Drop every picture. Then return, exactly, the lines from the beginning of the listing below through the one containing "import React from".
* * * * * * *
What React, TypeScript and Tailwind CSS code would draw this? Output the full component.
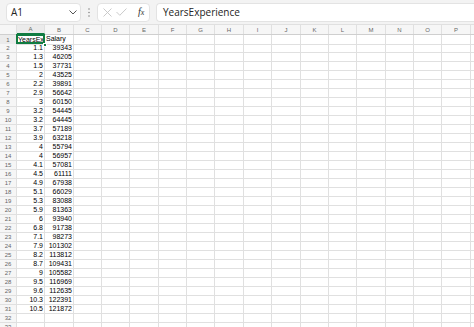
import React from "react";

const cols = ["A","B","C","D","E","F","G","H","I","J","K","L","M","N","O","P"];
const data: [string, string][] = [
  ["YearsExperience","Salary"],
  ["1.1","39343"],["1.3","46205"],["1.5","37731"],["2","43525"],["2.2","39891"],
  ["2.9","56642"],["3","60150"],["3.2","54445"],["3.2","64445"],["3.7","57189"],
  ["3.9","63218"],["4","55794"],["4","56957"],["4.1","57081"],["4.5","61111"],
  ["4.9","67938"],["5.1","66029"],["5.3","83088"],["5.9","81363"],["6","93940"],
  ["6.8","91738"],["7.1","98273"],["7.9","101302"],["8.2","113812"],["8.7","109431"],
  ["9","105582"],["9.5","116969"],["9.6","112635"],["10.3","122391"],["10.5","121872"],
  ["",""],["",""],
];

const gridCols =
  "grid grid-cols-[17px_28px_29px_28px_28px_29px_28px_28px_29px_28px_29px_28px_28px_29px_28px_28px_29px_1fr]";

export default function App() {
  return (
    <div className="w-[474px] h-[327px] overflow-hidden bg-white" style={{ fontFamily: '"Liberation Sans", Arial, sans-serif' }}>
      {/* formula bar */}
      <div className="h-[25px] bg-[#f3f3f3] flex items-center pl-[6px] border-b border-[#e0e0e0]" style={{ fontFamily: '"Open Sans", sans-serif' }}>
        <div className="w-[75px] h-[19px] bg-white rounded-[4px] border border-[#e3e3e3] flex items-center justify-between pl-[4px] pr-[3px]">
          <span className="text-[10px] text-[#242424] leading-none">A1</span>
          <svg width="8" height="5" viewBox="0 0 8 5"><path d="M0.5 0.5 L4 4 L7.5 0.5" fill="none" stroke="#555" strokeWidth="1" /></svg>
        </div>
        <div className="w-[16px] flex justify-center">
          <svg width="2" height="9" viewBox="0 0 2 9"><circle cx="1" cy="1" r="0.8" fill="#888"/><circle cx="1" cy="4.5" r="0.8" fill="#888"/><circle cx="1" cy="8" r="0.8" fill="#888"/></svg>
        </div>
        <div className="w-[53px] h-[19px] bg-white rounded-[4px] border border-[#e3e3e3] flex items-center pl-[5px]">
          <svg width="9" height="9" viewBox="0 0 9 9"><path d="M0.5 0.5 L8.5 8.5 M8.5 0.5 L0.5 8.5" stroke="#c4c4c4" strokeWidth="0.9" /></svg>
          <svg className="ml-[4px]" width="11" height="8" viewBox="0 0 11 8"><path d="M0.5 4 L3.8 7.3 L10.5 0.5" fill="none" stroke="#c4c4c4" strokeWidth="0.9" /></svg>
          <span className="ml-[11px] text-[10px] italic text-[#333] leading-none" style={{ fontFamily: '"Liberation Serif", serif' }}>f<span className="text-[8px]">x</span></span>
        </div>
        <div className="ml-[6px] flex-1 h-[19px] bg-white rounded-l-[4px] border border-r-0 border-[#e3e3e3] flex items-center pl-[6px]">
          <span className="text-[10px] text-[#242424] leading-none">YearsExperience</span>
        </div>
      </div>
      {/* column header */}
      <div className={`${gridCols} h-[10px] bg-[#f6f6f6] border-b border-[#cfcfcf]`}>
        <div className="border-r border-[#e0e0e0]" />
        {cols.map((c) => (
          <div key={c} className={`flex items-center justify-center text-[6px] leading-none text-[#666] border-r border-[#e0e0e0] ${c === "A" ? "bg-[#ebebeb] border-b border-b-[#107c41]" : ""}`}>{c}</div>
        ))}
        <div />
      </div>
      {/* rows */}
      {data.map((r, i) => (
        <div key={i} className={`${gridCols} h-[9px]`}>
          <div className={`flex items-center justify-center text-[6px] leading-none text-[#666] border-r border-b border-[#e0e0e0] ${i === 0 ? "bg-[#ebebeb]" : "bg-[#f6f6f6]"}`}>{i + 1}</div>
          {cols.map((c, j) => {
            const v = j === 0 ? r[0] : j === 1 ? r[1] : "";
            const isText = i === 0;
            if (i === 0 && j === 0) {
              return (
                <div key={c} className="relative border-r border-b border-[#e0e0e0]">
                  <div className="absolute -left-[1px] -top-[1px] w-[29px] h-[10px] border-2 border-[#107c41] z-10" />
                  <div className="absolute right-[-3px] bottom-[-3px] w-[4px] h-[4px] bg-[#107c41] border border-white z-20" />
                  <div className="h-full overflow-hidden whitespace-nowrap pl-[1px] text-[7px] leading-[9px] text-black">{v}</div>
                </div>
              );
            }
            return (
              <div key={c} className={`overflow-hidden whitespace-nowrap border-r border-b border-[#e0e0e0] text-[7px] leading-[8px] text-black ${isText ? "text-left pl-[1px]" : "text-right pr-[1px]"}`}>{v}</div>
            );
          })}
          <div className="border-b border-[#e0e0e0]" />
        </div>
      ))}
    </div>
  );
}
* * * * * * *
**COMPLETE RESPONSE**
What React, TypeScript and Tailwind CSS code would draw this? Output the full component.
import React from "react";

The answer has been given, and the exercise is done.